2. The quote from Newark is woefully inaccurate, I therefore suggest you remove it (or at least edit it drastically).
“Soldiers were not recruited, as in later times, but were obliged to serve the lord who employed them on his land. They were his servants and labourers, and as such would be led by him into battle to fight by his side. ”
By the time of the Wars of the Roses this form of feudalism had pretty much died out. It was replaced by so-called “Bastard Feudalism” – in which those who owed military service to a lord piad money instead of service. The money thus raised was used by the lord to recruit retainers into his retinue (a retinue was thus effectively the lord’s private army and that of a great lord could number several hundreds – not a handful!) The Hundred Years War was recently over so there were any number of trained men available for hire. These were professionals in all but name. Retainers were hired under a system called “livery and maintenance” by which a lord contracted to pay a man a set sum each year in return for military service and that the retainer wear the lord’s livery.
The other form of recruitment in the Wars of the Roses was the “commission of array” whereby a summons was sent to a locality (a town or a rural county) to provided a certain number of men equipped and trained for military service. Militia in other words.
Hope that helps
Mike
Mike- thanks for that.
-shoot/fire. I always said that. The acceptability of ‘fire’ was told to me a couple of years ago- I am tracking down sources, and will get back on that. (Now those buggers who say chainmail, hangings too good for ‘em).
-OK I see where you are going with the history. However as a 1:1 set, vast armies are not an option. The game also runs from (and indeed was originally based in) the dark ages, which is more my period, so the idea of a lord turning up with a bunch of blokes, as it were, could vary through history. The lord could be a mercenary captain for instance- adjust nomenclature for your period. Alternatively it could be a minor scuffle- one that hasn’t been recorded, with a local landowner taking advantage of the national strife.
Please don’t feel I’m dismissing your comments out of hand- I’ll look into it for the alternative angles you have given me.
Intersting rules.
I’d second the comment om shooting not firing, there is no connection between the two. Prior to fire amrs there was no connextion between fire and missles. Even then there is no flame involved in shooting the bow. If you have a period referance to firing in connection with bows/crossbows I’d be interested to see it.
Best
Jonathan
I contacted my mate who had corrected my correction who replied with this
“I’d have to dig around for the original provenance for “fire”, but I think it was from a 15th century manuscript. Otherwise I believe the usual term was “loose” rather than “shoot”.
”
The entry on one educator site gives his specialisation as “Formal and informal family learning; activity based interpretation (especially history, archaeology, arts); creation and evaluation of resources.” I took the oppotunity to pick his brains when developing the rules (I’m more a dark ages person than medieval) as he does have an awful lot of source material. Also lodged in the back of my brain is my Thegn(from re-enacting) commenting on the same- though I can’t give source for that. I remember being surpised when I found out there is no straight cause and effect connection on “shoot with gun powder being Fire”.

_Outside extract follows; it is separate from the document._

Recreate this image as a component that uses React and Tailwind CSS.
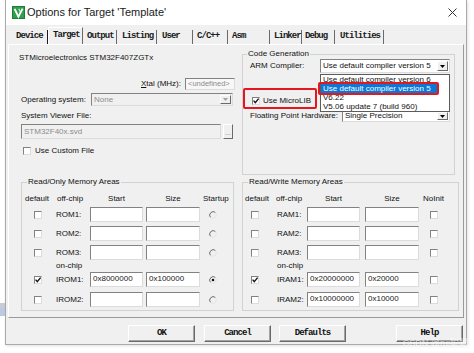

The rules themselves were based on a convention participation set developed by said thegn, and were based on our re-enacting skirmishes. I know that’s often a bad sign in a wargame preamble, but it meant that my fuller version, as well as the original set moved away from the passive ‘I get hit’ of D&D style rules, hence the opposed hit roll, and the fact armour stops damage, it doesn’t make hitting harder. What I haven’t been able to model is a key part of any dark age skirmish (ie loose order rather than shield walls) which is where a swords man constantly advances on a spearman to get into range, while the spearman retreats in an attempt to keep the swords man in front of his point, all the while turning to keep the shield between them, resulting in a clockwise spiral. If the game works well then 1 on 1 should be near impossible to resolve, especially if both have shields. You need to get a local superority in one flank (preferably your left) then roll them up in a series of 3:2 encounters.
About the “fire” thing. Back in the day you would “fire” a town. To “fire” something is to put “fire” to it. The first firearms had no trigger. They were fired with a slow match. So, to “fire” a weapon is to put fire to it in order to shoot. So, firing a bow, crossbow, sling, whatever is a really bad idea.
While it is technically wrong to fire a bow, it does not add confusion. Keep it or change it as you like.
John
I have a reply
I’ll look at those quotes, thanks. However it still doesn’t change the fact that one shoots or looses a bow and doesn’t give fire to it.
Best
JW
Maybe in modern usage- but ‘fire’ was used 600 years ago.
Two quotes does not a precident make!! hehe. However as point of the two quotes one is French and one then has to ask who did the translating?